Conclusion: I Really Want To Make A Jockey Bet… But I Can't
I really, really, really like Kuppy. His backstory is fascinating and he essentially gave up running an extraordinarily successful hedge fund to build this business in Mongolia. If there's anyone I want to be invested alongside in an emerging market, it's him - and I don't fault him for any of the "mistakes" and business model pivots some commenters point out; it's part of the entrepreneurial process, particularly in a market like Mongolia. I think he's making all the right decisions; I'm just not sure there are enough levers he can pull to offset the factors that are outside of his control.
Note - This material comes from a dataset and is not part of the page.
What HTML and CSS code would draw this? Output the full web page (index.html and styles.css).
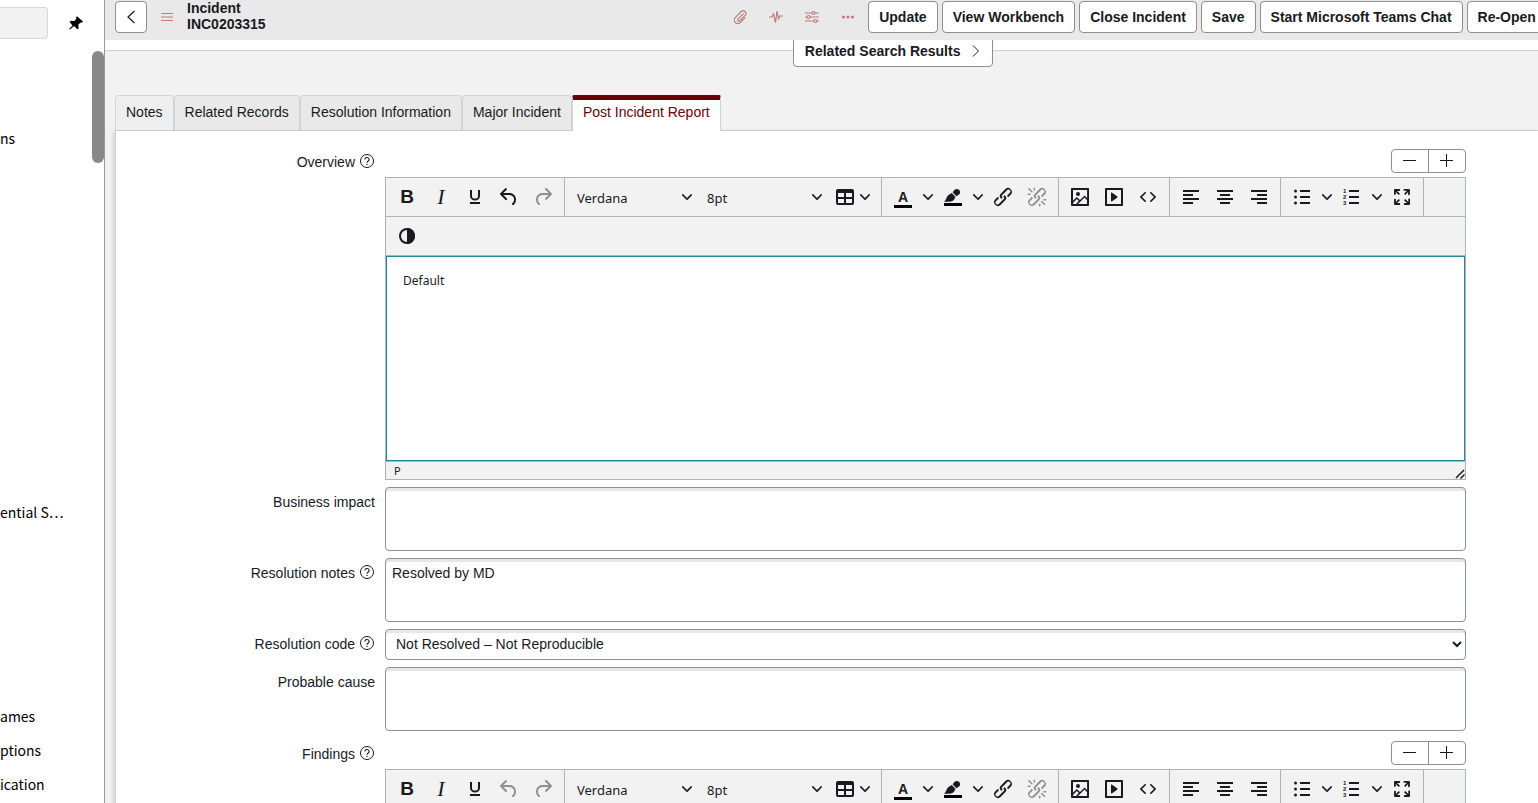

Given how negative most investors seem to be on mining and Asia, I don't see much risk of the share price of a highly illiquid frontier market play suddenly running up over the next few quarters. I've wanted to throw a couple thousand shares of MGG in my PA for quite some time and just let them sit there for the next 10 years, just based on Kuppy, but every time I sit down and think about it seriously, there are just too many risks for me to stomach, even for a tiny personal account position. It's still one of the most fascinating and unique stories around, though, so investors with higher risk tolerance than me should read the linked write-ups (as well as Kuppy's blog) and consider checking in on the company's progress every few quarters. I still want to believe this will "hit" someday, even if that day isn't as near as originally thought… and if shares got cut in half again from here, I'd have to think about taking a speculative position.